By the end of the dinner, “they planted the idea [of coming to Harvard] in my mind,” Pinker says. But he says he thought the Psychology Department, not the English faculty, would be a more appropriate place for him.
He had originally turned down an offer of tenure from Harvard in 1988. Since that time, however, Harvard’s Psychology Department had improved markedly, Pinker says, and he approached the department to express his interest.
IS IT WORTH IT?
Though Pinker says he finds Harvard’s intellectual atmosphere stimulating, his move here required some sacrifices.
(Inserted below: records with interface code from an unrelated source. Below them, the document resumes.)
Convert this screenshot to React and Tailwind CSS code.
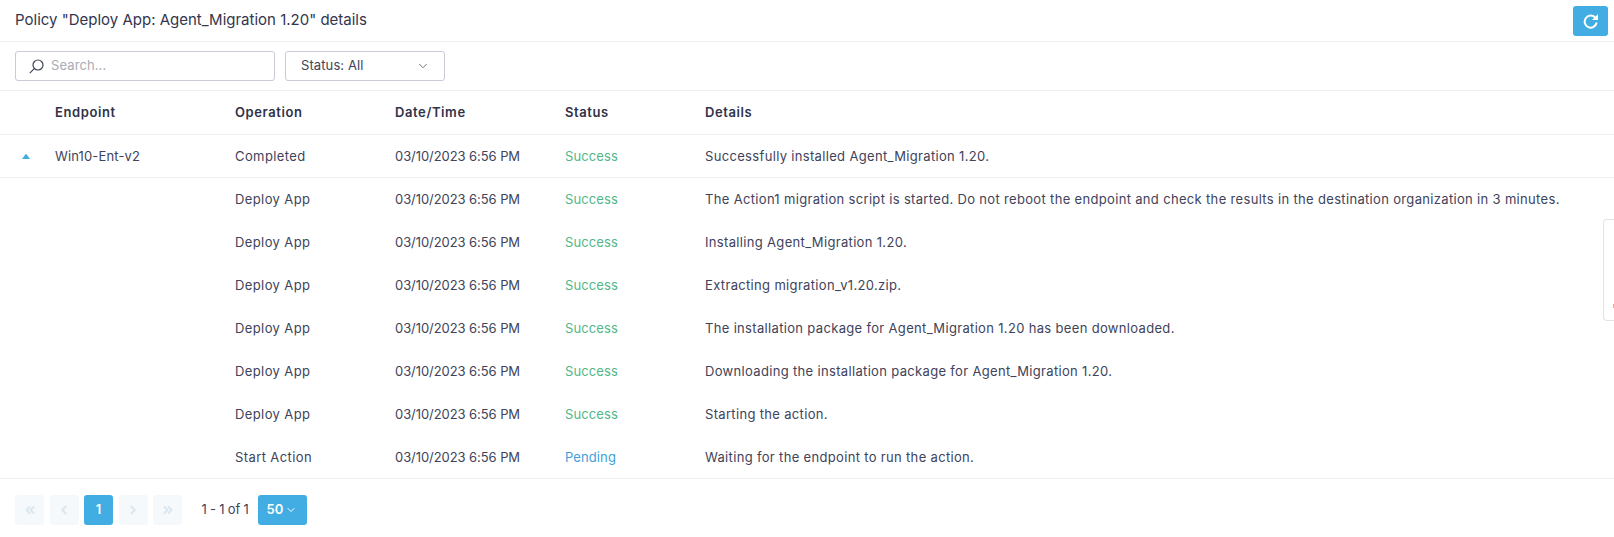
import React from 'react';
import { ChevronDown, ChevronLeft, ChevronRight, ChevronsLeft, ChevronsRight } from 'lucide-react';

const rows = [
  { operation: 'Deploy App', status: 'Success', details: 'The Action1 migration script is started. Do not reboot the endpoint and check the results in the destination organization in 3 minutes.' },
  { operation: 'Deploy App', status: 'Success', details: 'Installing Agent_Migration 1.20.' },
  { operation: 'Deploy App', status: 'Success', details: 'Extracting migration_v1.20.zip.' },
  { operation: 'Deploy App', status: 'Success', details: 'The installation package for Agent_Migration 1.20 has been downloaded.' },
  { operation: 'Deploy App', status: 'Success', details: 'Downloading the installation package for Agent_Migration 1.20.' },
  { operation: 'Deploy App', status: 'Success', details: 'Starting the action.' },
  { operation: 'Start Action', status: 'Pending', details: 'Waiting for the endpoint to run the action.', last: true },
];

const Row = ({ endpoint, operation, status, details, toggle, last }) => (
  <div className={`flex h-[43px] items-center border-b pt-[1px] ${toggle || last ? 'border-[#eeeff4]' : 'border-transparent'}`}>
    <div className="flex w-[55px] justify-center pr-[4px]">
      {toggle && (
        <svg width="8" height="5" viewBox="0 0 8 5">
          <path d="M3.5 0.2 Q4 -0.1 4.5 0.2 L8 5 L0 5 Z" fill="#41ade2" />
        </svg>
      )}
    </div>
    <div className="w-[180px] tracking-[0.15px]">{endpoint}</div>
    <div className="w-[160px] tracking-[0.4px]">{operation}</div>
    <div className="w-[170px] tracking-[-0.07px]">03/10/2023 6:56 PM</div>
    <div className={`w-[140px] ${status === 'Success' ? 'text-[#52b788]' : 'text-[#3f9fdc]'}`}>{status}</div>
    <div className="whitespace-nowrap tracking-[0.33px]">{details}</div>
  </div>
);

const PageButton = ({ children }) => (
  <button className="flex h-[30px] w-[29px] items-center justify-center rounded-[3px] bg-[#f6f9fc] text-[#dbe7ee]">
    {children}
  </button>
);

export default function App() {
  return (
    <div className="relative h-[537px] overflow-hidden bg-white font-['Inter',sans-serif] text-[13px] tracking-[0.1px] text-[#40435a]">
      <div className="flex h-[42px] items-center justify-between border-b border-[#eeeff1] pl-[15px] pr-[6px]">
        <h1 className="text-[15px] font-normal tracking-normal text-[#33364d]">Policy "Deploy App: Agent_Migration 1.20" details</h1>
        <button className="flex h-[30px] w-[35px] items-center justify-center rounded-[3px] bg-[#41ade2]">
          <svg width="16" height="16" viewBox="0 0 16 16" fill="none">
            <path d="M12.6 5.2 A6 6 0 1 0 13.6 9.5" stroke="white" strokeWidth="2" />
            <path d="M15 1 L15 7 L9 7 Z" fill="white" />
          </svg>
        </button>
      </div>

      <div className="flex h-[49px] items-center gap-[10px] border-b border-[#eeeff4] px-[15px]">
        <div className="flex h-[30px] w-[260px] items-center gap-[7px] rounded-[3px] border border-[#c9cbd8] pl-[13px] text-[#a9abb5]">
          <svg width="15" height="15" viewBox="0 0 15 15" fill="none" stroke="#40435a" strokeWidth="1.2">
            <circle cx="9" cy="6" r="5" />
            <path d="M5.2 9.6 L0.8 14.2" />
          </svg>
          <span>Search...</span>
        </div>
        <div className="flex h-[30px] w-[160px] items-center justify-between rounded-[3px] border border-[#c9cbd8] pl-[15px] pr-[14px]">
          <span>Status: All</span>
          <ChevronDown size={14} strokeWidth={1.25} />
        </div>
      </div>

      <div className="flex h-[44px] items-center border-b border-[#eeeff4] font-semibold tracking-[0.6px] text-[#2f3249]">
        <div className="w-[55px]" />
        <div className="w-[180px]">Endpoint</div>
        <div className="w-[160px]">Operation</div>
        <div className="w-[170px]">Date/Time</div>
        <div className="w-[140px]">Status</div>
        <div>Details</div>
      </div>

      <Row toggle endpoint="Win10-Ent-v2" operation="Completed" status="Success" details="Successfully installed Agent_Migration 1.20." />
      {rows.map((row, i) => (
        <Row key={i} {...row} />
      ))}

      <div className="flex items-center pl-[15px] pt-[16px]">
        <div className="flex items-center gap-[5.5px]">
          <PageButton><ChevronsLeft size={14} strokeWidth={3.5} /></PageButton>
          <PageButton><ChevronLeft size={14} strokeWidth={3.5} /></PageButton>
          <button className="flex h-[30px] w-[29px] items-center justify-center rounded-[3px] bg-[#41ade2] font-semibold text-white">1</button>
          <PageButton><ChevronRight size={14} strokeWidth={3.5} /></PageButton>
          <PageButton><ChevronsRight size={14} strokeWidth={3.5} /></PageButton>
        </div>
        <span className="ml-[19.5px] w-[56px] whitespace-nowrap tracking-[-0.2px]">1 - 1 of 1</span>
        <button className="flex h-[30px] w-[49px] items-center justify-center gap-[2px] rounded-[3px] bg-[#41ade2] font-semibold text-white">
          50 <ChevronDown size={12} strokeWidth={2} />
        </button>
      </div>

      <div className="absolute right-0 top-[219px] h-[102px] w-[11px] rounded-l-[4px] border border-r-0 border-[#e3e3e6] bg-white">
        <div className="absolute bottom-[12px] right-0 h-[4px] w-[1px] bg-[#eda8a8]" />
      </div>
    </div>
  );
}
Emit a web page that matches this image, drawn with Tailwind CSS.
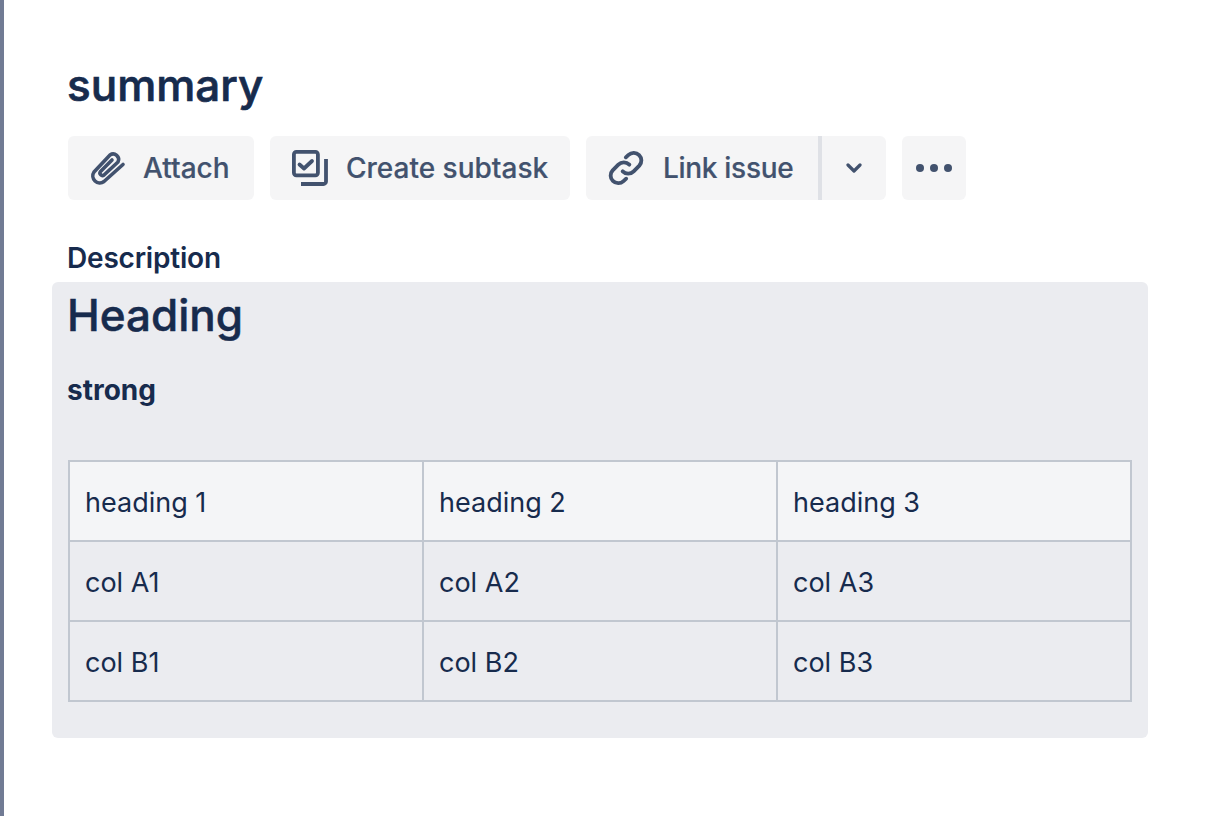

He is required to teach one more class here each semester, for instance, than he taught at MIT.
“That was something that made me nervous,” he says, “because I appreciate time to write and do research.”
Just as Harvard dishes out millions in financial aid to convince admitted students to enroll, it also offers its full professors the second highest average salary in the nation, $163,200, behind only Rockefeller University, according to a Chronicle of Higher Education survey.
But according to Greenblatt, who was a finalist for the National Book Award in 2004 for his Shakespeare biography, “Will in the World,” it wasn’t Harvard’s largess that brought him here.
“You get people because you create a sense that something is happening intellectually that is exciting, that this is a place you can do important work,” Greenblatt says.
Greenblatt says he jumped at the chance to work with Scarry and Reid Professor of English and American Literature Philip J. Fisher.
“It’s not about taking out the institutional checkbook and writing a big check,” Greenblatt says.
In fact, he says, when he moved from Berkeley to Harvard, not only did he accept a heavier class load, but he also took a slight cut in pay.